Anyone who's ever shepherded a child through the college admission process or has survived it herself will appreciate Jean Hanff Korelitz's novel Admission. Princeton admissions officer Portia Nathan devotes herself fiercely to the young people represented by the thick piles of paper on her desk. "Not that she remembered them as individuals—no one could ever do that—but she couldn’t excise them, either. Instead, she sometimes felt as if she were throwing them behind her, into a great sack that grew heavier and heavier every year, and then she dragged them forward with her, all those lives." I was reminded of what was best about my career teaching English to high school seniors: the privilege of witnessing passionate young lives at the peak of their potential. Though we meet very few of them, the real life force of this story emanates from the hundreds of students whose admission files occupy Portia's desk, home, and soul.
In the fall, before the deluge of credential-stuffed envelopes and angst-filled emails begins, Portia travels to high schools to recruit students and sell them on Princeton. At one unusual private school not far from the home town she left, she meets a teacher and a student who will lead her far beyond her comfort zone to a review of her own life folder, as full of achievements and regrets as her applicants' essays are. The admissions that result are not just academic; as events force Portia to confront her own past, she must reconcile her life and her job, which conflict in a way she never imagined.
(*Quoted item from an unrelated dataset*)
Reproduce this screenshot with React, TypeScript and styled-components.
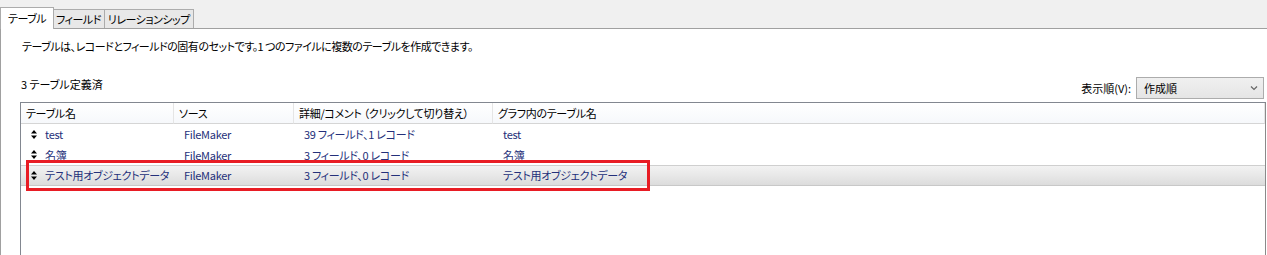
import styled, { createGlobalStyle } from "styled-components";

const GlobalStyle = createGlobalStyle`
  html, body {
    margin: 0;
    padding: 0;
    background: #f0f0f0;
    font-family: "Noto Sans CJK JP", "Noto Sans", sans-serif;
    font-size: 11px;
    font-feature-settings: "palt" 1;
    color: #000;
  }
`;

const Window = styled.div`
  width: 1267px;
  height: 255px;
  overflow: hidden;
  display: flex;
  flex-direction: column;
`;

const TabStrip = styled.div`
  flex-shrink: 0;
  display: flex;
  align-items: flex-end;
  height: 28px;
`;

const Tab = styled.div<{ $active?: boolean }>`
  box-sizing: border-box;
  display: flex;
  align-items: center;
  justify-content: center;
  white-space: nowrap;
  letter-spacing: -0.5px;
  border: 1px solid #acacac;
  border-bottom: none;
  background: ${(p) => (p.$active ? "#ffffff" : "#e8e8e8")};
  height: ${(p) => (p.$active ? "22px" : "19px")};
  margin-bottom: ${(p) => (p.$active ? "-1px" : "0")};
  padding: ${(p) => (p.$active ? "0 7px 1px" : "0 3px")};
  margin-left: -1px;
  position: relative;
  z-index: ${(p) => (p.$active ? 2 : 1)};
  &:first-child {
    margin-left: 0;
  }
  &:nth-child(2) {
    margin-left: -2px;
  }
`;

const Panel = styled.div`
  flex: 1;
  min-height: 0;
  background: #ffffff;
  border-top: 1px solid #a0a0a0;
  border-left: 1px solid #a0a0a0;
  padding: 9px 1px 0 19px;
  display: flex;
  flex-direction: column;
`;

const Description = styled.div`
  line-height: 16px;
  padding-left: 2px;
  letter-spacing: -0.5px;
`;

const SummaryRow = styled.div`
  display: flex;
  justify-content: space-between;
  align-items: flex-end;
  margin-top: 22px;
  padding-right: 2px;
`;

const Count = styled.div`
  line-height: 16px;
  padding-left: 1px;
  margin-bottom: 7px;
`;

const SortControl = styled.div`
  display: flex;
  align-items: center;
  gap: 5px;
`;

const Select = styled.div`
  box-sizing: border-box;
  width: 128px;
  height: 22px;
  border: 1px solid #acacac;
  background: linear-gradient(#f0f0f0, #e5e5e5);
  display: flex;
  align-items: center;
  justify-content: space-between;
  padding: 0 5px 0 7px;
`;

const ListBox = styled.div`
  position: relative;
  flex: 1;
  margin-top: 3px;
  border: 1px solid #828790;
  border-bottom: none;
  border-right-color: #8a8a8a;
  background: #ffffff;
`;

const Grid = styled.div`
  display: grid;
  grid-template-columns: 153px 120px 199px 1fr;
`;

const HeaderCell = styled.div`
  height: 20px;
  display: flex;
  align-items: center;
  padding-left: 5px;
  white-space: nowrap;
  letter-spacing: -0.3px;
  background: linear-gradient(#ffffff, #f6f8fb);
  border-bottom: 1px solid #d5d5d5;
  border-right: 1px solid #e5e5e5;
  &:last-child {
    border-right: none;
  }
`;

const Row = styled.div<{ $selected?: boolean }>`
  display: contents;
  color: #24307a;
  & > div {
    box-sizing: border-box;
    height: 20.5px;
    display: flex;
    align-items: center;
    white-space: nowrap;
    letter-spacing: -0.3px;
    padding-left: 10px;
    gap: 8px;
    ${(p) =>
      p.$selected &&
      `
      background: linear-gradient(#f2f2f2, #e9e9e9 45%, #dcdcdc);
      border-top: 1px solid #cfcfcf;
      border-bottom: 1px solid #c8c8c8;
    `}
  }
`;

const Cell = styled.div``;

const Highlight = styled.div`
  position: absolute;
  left: 5px;
  top: 57px;
  width: 624px;
  height: 31px;
  box-sizing: border-box;
  border: 3px solid #e81c24;
  pointer-events: none;
`;

const MoveHandle = () => (
  <svg width="6" height="9" viewBox="0 0 6 9">
    <path d="M3 0 L6 3.5 L0 3.5 Z M0 5.5 L6 5.5 L3 9 Z" fill="#000" />
  </svg>
);

const Chevron = () => (
  <svg width="8" height="6" viewBox="0 0 8 6">
    <path d="M1 1.5 L4 4.5 L7 1.5" stroke="#666" strokeWidth="1.2" fill="none" />
  </svg>
);

const tables = [
  { name: "test", source: "FileMaker", detail: "39 フィールド、1 レコード", graph: "test" },
  { name: "名簿", source: "FileMaker", detail: "3 フィールド、0 レコード", graph: "名簿" },
  {
    name: "テスト用オブジェクトデータ",
    source: "FileMaker",
    detail: "3 フィールド、0 レコード",
    graph: "テスト用オブジェクトデータ",
  },
];

export default function App() {
  return (
    <Window>
      <GlobalStyle />
      <TabStrip>
        <Tab $active>テーブル</Tab>
        <Tab>フィールド</Tab>
        <Tab>リレーションシップ</Tab>
      </TabStrip>
      <Panel>
        <Description>
          テーブルは、レコードとフィールドの固有のセットです。1 つのファイルに複数のテーブルを作成できます。
        </Description>
        <SummaryRow>
          <Count>3 テーブル定義済</Count>
          <SortControl>
            <span>表示順(V):</span>
            <Select>
              <span>作成順</span>
              <Chevron />
            </Select>
          </SortControl>
        </SummaryRow>
        <ListBox>
          <Grid>
            <HeaderCell>テーブル名</HeaderCell>
            <HeaderCell>ソース</HeaderCell>
            <HeaderCell>詳細/コメント （クリックして切り替え）</HeaderCell>
            <HeaderCell>グラフ内のテーブル名</HeaderCell>
            {tables.map((t, i) => (
              <Row key={t.name} $selected={i === 2}>
                <Cell>
                  <MoveHandle />
                  {t.name}
                </Cell>
                <Cell>{t.source}</Cell>
                <Cell>{t.detail}</Cell>
                <Cell>{t.graph}</Cell>
              </Row>
            ))}
          </Grid>
          <Highlight />
        </ListBox>
      </Panel>
    </Window>
  );
}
Korelitz, who worked as an essay reader for Princeton, immerses us in the facts and emotions of the college admissions process. Every chapter opens with fictional student essays that sound just like the ones my real students wrote, and no detail of the admission process goes unexplained. Some readers will grow tired of the sheer quantity of seventeen-year-old angst and the minutiae of the process, though I think every reader will come away with a new respect for the difficulty of the decisions and the conscientious, wholehearted way they are made, at least by these fictional officers. Portia's beautifully rendered personal story will still draw in those who skim past the details of her work. But for those of us who carry that great sack of lives in our hearts, it is those kids on paper who will haunt us when the book is done.